Source data:
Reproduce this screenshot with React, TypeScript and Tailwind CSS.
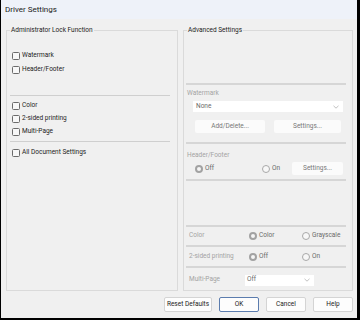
import React from "react";

const font = { fontFamily: "Roboto, 'Noto Sans', sans-serif" };

const Check = ({ label }: { label: string }) => (
  <div className="flex h-[13px] items-center gap-[2px]">
    <span className="h-[8px] w-[8px] rounded-[1.5px] border border-[#6b6b6b] bg-[#f7f7f7]" />
    <span className="text-[6.5px] text-[#1c1c1c]">{label}</span>
  </div>
);

const Radio = ({ label, on }: { label: string; on?: boolean }) => (
  <div className="flex items-center gap-[2px]">
    {on ? (
      <span className="h-[8px] w-[8px] rounded-full border-[2.5px] border-[#a2a2a2] bg-[#f5f5f5]" />
    ) : (
      <span className="h-[8px] w-[8px] rounded-full border border-[#a8a8a8] bg-[#f7f7f7]" />
    )}
    <span className="text-[6.5px] text-[#6a6a6a]">{label}</span>
  </div>
);

const Btn = ({ label, className }: { label: string; className: string }) => (
  <div
    className={`flex items-center justify-center rounded-[2px] bg-[#fbfbfb] text-[6.5px] text-[#777] ${className}`}
  >
    {label}
  </div>
);

const Chevron = () => (
  <svg width="6" height="4" viewBox="0 0 6 4" className="text-[#a8a8a8]">
    <path d="M0.5 0.8 L3 3.2 L5.5 0.8" fill="none" stroke="currentColor" strokeWidth="0.7" />
  </svg>
);

const Group = ({
  title,
  className,
  children,
}: {
  title: string;
  className: string;
  children: React.ReactNode;
}) => (
  <div className={`relative border border-[#dadada] ${className}`}>
    <span className="absolute -top-[5px] left-[3px] bg-[#f0f0f0] px-[1px] text-[6.5px] leading-[9px] text-[#1c1c1c]">
      {title}
    </span>
    {children}
  </div>
);

const Sep = ({ className }: { className: string }) => (
  <div className={`h-[2px] bg-[#d6d6d6] ${className}`} />
);

export default function App() {
  return (
    <div
      style={font}
      className="flex h-[320px] w-[360px] flex-col border-b-2 border-l-[1px] border-r-[3px] border-black bg-[#f0f0f0]"
    >
      <div className="flex h-[19px] items-center bg-[#eef2f9] pl-[4px] text-[8px] text-[#1a1a1a]">
        Driver Settings
      </div>
      <div className="mt-[11px] flex gap-[5px] pl-[5px] pr-[3px]">
        <Group title="Administrator Lock Function" className="h-[261px] w-[172px]">
          <div className="pl-[5px] pt-[18px]">
            <div className="flex flex-col gap-[1px]">
              <Check label="Watermark" />
              <Check label="Header/Footer" />
            </div>
          </div>
          <div className="ml-[3px] mr-[7px] mt-[19px] h-[1px] bg-[#cfcfcf]" />
          <div className="mt-[3px] pl-[5px]">
            <Check label="Color" />
            <Check label="2-sided printing" />
            <Check label="Multi-Page" />
          </div>
          <div className="ml-[3px] mr-[7px] mt-[3px] h-[1px] bg-[#cfcfcf]" />
          <div className="mt-[4px] pl-[5px]">
            <Check label="All Document Settings" />
          </div>
        </Group>

        <Group title="Advanced Settings" className="h-[261px] w-[170px]">
          <Sep className="ml-[2px] mr-[6px] mt-[52px]" />
          <div className="mt-[3px] pl-[3px] text-[6.5px] leading-[10px] text-[#a3a3a3]">
            Watermark
          </div>
          <div className="ml-[9px] mr-[9px] mt-[3px] flex h-[11px] items-center justify-between bg-white pl-[3px] pr-[4px] text-[6.5px] text-[#6a6a6a]">
            <span>None</span>
            <Chevron />
          </div>
          <div className="mt-[8px] flex pl-[11px]">
            <Btn label="Add/Delete..." className="h-[13px] w-[70px]" />
            <Btn label="Settings..." className="ml-[9px] h-[13px] w-[67px]" />
          </div>
          <Sep className="ml-[2px] mr-[6px] mt-[9px]" />
          <div className="mt-[6px] pl-[3px] text-[6.5px] leading-[10px] text-[#a3a3a3]">
            Header/Footer
          </div>
          <div className="mt-[2px] flex h-[13px] items-center pl-[11px]">
            <div className="w-[67px]">
              <Radio label="Off" on />
            </div>
            <div className="w-[30px]">
              <Radio label="On" />
            </div>
            <Btn label="Settings..." className="h-[13px] w-[51px]" />
          </div>
          <Sep className="ml-[2px] mr-[6px] mt-[4px]" />
          <Sep className="ml-[2px] mr-[6px] mt-[44px]" />
          <div className="flex h-[18px] items-center pl-[5px]">
            <span className="w-[60px] text-[6.5px] text-[#a3a3a3]">Color</span>
            <div className="w-[53px]">
              <Radio label="Color" on />
            </div>
            <Radio label="Grayscale" />
          </div>
          <Sep className="ml-[2px] mr-[6px]" />
          <div className="flex h-[19px] items-center pl-[5px]">
            <span className="w-[60px] text-[6.5px] text-[#a3a3a3]">2-sided printing</span>
            <div className="w-[53px]">
              <Radio label="Off" on />
            </div>
            <Radio label="On" />
          </div>
          <Sep className="ml-[2px] mr-[6px]" />
          <div className="flex h-[24px] items-center pl-[5px]">
            <span className="w-[56px] text-[6.5px] text-[#a3a3a3]">Multi-Page</span>
            <div className="flex h-[11px] w-[69px] items-center justify-between bg-white pl-[2px] pr-[4px] text-[6.5px] text-[#6a6a6a]">
              <span>Off</span>
              <Chevron />
            </div>
          </div>
        </Group>
      </div>
      <div className="mt-[6px] flex justify-end gap-[7px] pr-[4px]">
        <div className="flex h-[15px] w-[48px] items-center justify-center rounded-[2px] border border-[#d4d4d4] bg-[#fdfdfd] text-[6.5px] text-[#1c1c1c]">
          Reset Defaults
        </div>
        <div className="flex h-[15px] w-[40px] items-center justify-center rounded-[2px] border border-[#5b7cae] bg-[#fdfdfd] text-[6.5px] text-[#1c1c1c]">
          OK
        </div>
        <div className="flex h-[15px] w-[40px] items-center justify-center rounded-[2px] border border-[#d4d4d4] bg-[#fdfdfd] text-[6.5px] text-[#1c1c1c]">
          Cancel
        </div>
        <div className="flex h-[15px] w-[40px] items-center justify-center rounded-[2px] border border-[#d4d4d4] bg-[#fdfdfd] text-[6.5px] text-[#1c1c1c]">
          Help
        </div>
      </div>
    </div>
  );
}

Task directions: Repeat the material above in full and exactly, apart from the pictures.

Task result:
Reproduce this screenshot with React, TypeScript and Tailwind CSS.
import React from "react";

const font = { fontFamily: "Roboto, 'Noto Sans', sans-serif" };

const Check = ({ label }: { label: string }) => (
  <div className="flex h-[13px] items-center gap-[2px]">
    <span className="h-[8px] w-[8px] rounded-[1.5px] border border-[#6b6b6b] bg-[#f7f7f7]" />
    <span className="text-[6.5px] text-[#1c1c1c]">{label}</span>
  </div>
);

const Radio = ({ label, on }: { label: string; on?: boolean }) => (
  <div className="flex items-center gap-[2px]">
    {on ? (
      <span className="h-[8px] w-[8px] rounded-full border-[2.5px] border-[#a2a2a2] bg-[#f5f5f5]" />
    ) : (
      <span className="h-[8px] w-[8px] rounded-full border border-[#a8a8a8] bg-[#f7f7f7]" />
    )}
    <span className="text-[6.5px] text-[#6a6a6a]">{label}</span>
  </div>
);

const Btn = ({ label, className }: { label: string; className: string }) => (
  <div
    className={`flex items-center justify-center rounded-[2px] bg-[#fbfbfb] text-[6.5px] text-[#777] ${className}`}
  >
    {label}
  </div>
);

const Chevron = () => (
  <svg width="6" height="4" viewBox="0 0 6 4" className="text-[#a8a8a8]">
    <path d="M0.5 0.8 L3 3.2 L5.5 0.8" fill="none" stroke="currentColor" strokeWidth="0.7" />
  </svg>
);

const Group = ({
  title,
  className,
  children,
}: {
  title: string;
  className: string;
  children: React.ReactNode;
}) => (
  <div className={`relative border border-[#dadada] ${className}`}>
    <span className="absolute -top-[5px] left-[3px] bg-[#f0f0f0] px-[1px] text-[6.5px] leading-[9px] text-[#1c1c1c]">
      {title}
    </span>
    {children}
  </div>
);

const Sep = ({ className }: { className: string }) => (
  <div className={`h-[2px] bg-[#d6d6d6] ${className}`} />
);

export default function App() {
  return (
    <div
      style={font}
      className="flex h-[320px] w-[360px] flex-col border-b-2 border-l-[1px] border-r-[3px] border-black bg-[#f0f0f0]"
    >
      <div className="flex h-[19px] items-center bg-[#eef2f9] pl-[4px] text-[8px] text-[#1a1a1a]">
        Driver Settings
      </div>
      <div className="mt-[11px] flex gap-[5px] pl-[5px] pr-[3px]">
        <Group title="Administrator Lock Function" className="h-[261px] w-[172px]">
          <div className="pl-[5px] pt-[18px]">
            <div className="flex flex-col gap-[1px]">
              <Check label="Watermark" />
              <Check label="Header/Footer" />
            </div>
          </div>
          <div className="ml-[3px] mr-[7px] mt-[19px] h-[1px] bg-[#cfcfcf]" />
          <div className="mt-[3px] pl-[5px]">
            <Check label="Color" />
            <Check label="2-sided printing" />
            <Check label="Multi-Page" />
          </div>
          <div className="ml-[3px] mr-[7px] mt-[3px] h-[1px] bg-[#cfcfcf]" />
          <div className="mt-[4px] pl-[5px]">
            <Check label="All Document Settings" />
          </div>
        </Group>

        <Group title="Advanced Settings" className="h-[261px] w-[170px]">
          <Sep className="ml-[2px] mr-[6px] mt-[52px]" />
          <div className="mt-[3px] pl-[3px] text-[6.5px] leading-[10px] text-[#a3a3a3]">
            Watermark
          </div>
          <div className="ml-[9px] mr-[9px] mt-[3px] flex h-[11px] items-center justify-between bg-white pl-[3px] pr-[4px] text-[6.5px] text-[#6a6a6a]">
            <span>None</span>
            <Chevron />
          </div>
          <div className="mt-[8px] flex pl-[11px]">
            <Btn label="Add/Delete..." className="h-[13px] w-[70px]" />
            <Btn label="Settings..." className="ml-[9px] h-[13px] w-[67px]" />
          </div>
          <Sep className="ml-[2px] mr-[6px] mt-[9px]" />
          <div className="mt-[6px] pl-[3px] text-[6.5px] leading-[10px] text-[#a3a3a3]">
            Header/Footer
          </div>
          <div className="mt-[2px] flex h-[13px] items-center pl-[11px]">
            <div className="w-[67px]">
              <Radio label="Off" on />
            </div>
            <div className="w-[30px]">
              <Radio label="On" />
            </div>
            <Btn label="Settings..." className="h-[13px] w-[51px]" />
          </div>
          <Sep className="ml-[2px] mr-[6px] mt-[4px]" />
          <Sep className="ml-[2px] mr-[6px] mt-[44px]" />
          <div className="flex h-[18px] items-center pl-[5px]">
            <span className="w-[60px] text-[6.5px] text-[#a3a3a3]">Color</span>
            <div className="w-[53px]">
              <Radio label="Color" on />
            </div>
            <Radio label="Grayscale" />
          </div>
          <Sep className="ml-[2px] mr-[6px]" />
          <div className="flex h-[19px] items-center pl-[5px]">
            <span className="w-[60px] text-[6.5px] text-[#a3a3a3]">2-sided printing</span>
            <div className="w-[53px]">
              <Radio label="Off" on />
            </div>
            <Radio label="On" />
          </div>
          <Sep className="ml-[2px] mr-[6px]" />
          <div className="flex h-[24px] items-center pl-[5px]">
            <span className="w-[56px] text-[6.5px] text-[#a3a3a3]">Multi-Page</span>
            <div className="flex h-[11px] w-[69px] items-center justify-between bg-white pl-[2px] pr-[4px] text-[6.5px] text-[#6a6a6a]">
              <span>Off</span>
              <Chevron />
            </div>
          </div>
        </Group>
      </div>
      <div className="mt-[6px] flex justify-end gap-[7px] pr-[4px]">
        <div className="flex h-[15px] w-[48px] items-center justify-center rounded-[2px] border border-[#d4d4d4] bg-[#fdfdfd] text-[6.5px] text-[#1c1c1c]">
          Reset Defaults
        </div>
        <div className="flex h-[15px] w-[40px] items-center justify-center rounded-[2px] border border-[#5b7cae] bg-[#fdfdfd] text-[6.5px] text-[#1c1c1c]">
          OK
        </div>
        <div className="flex h-[15px] w-[40px] items-center justify-center rounded-[2px] border border-[#d4d4d4] bg-[#fdfdfd] text-[6.5px] text-[#1c1c1c]">
          Cancel
        </div>
        <div className="flex h-[15px] w-[40px] items-center justify-center rounded-[2px] border border-[#d4d4d4] bg-[#fdfdfd] text-[6.5px] text-[#1c1c1c]">
          Help
        </div>
      </div>
    </div>
  );
}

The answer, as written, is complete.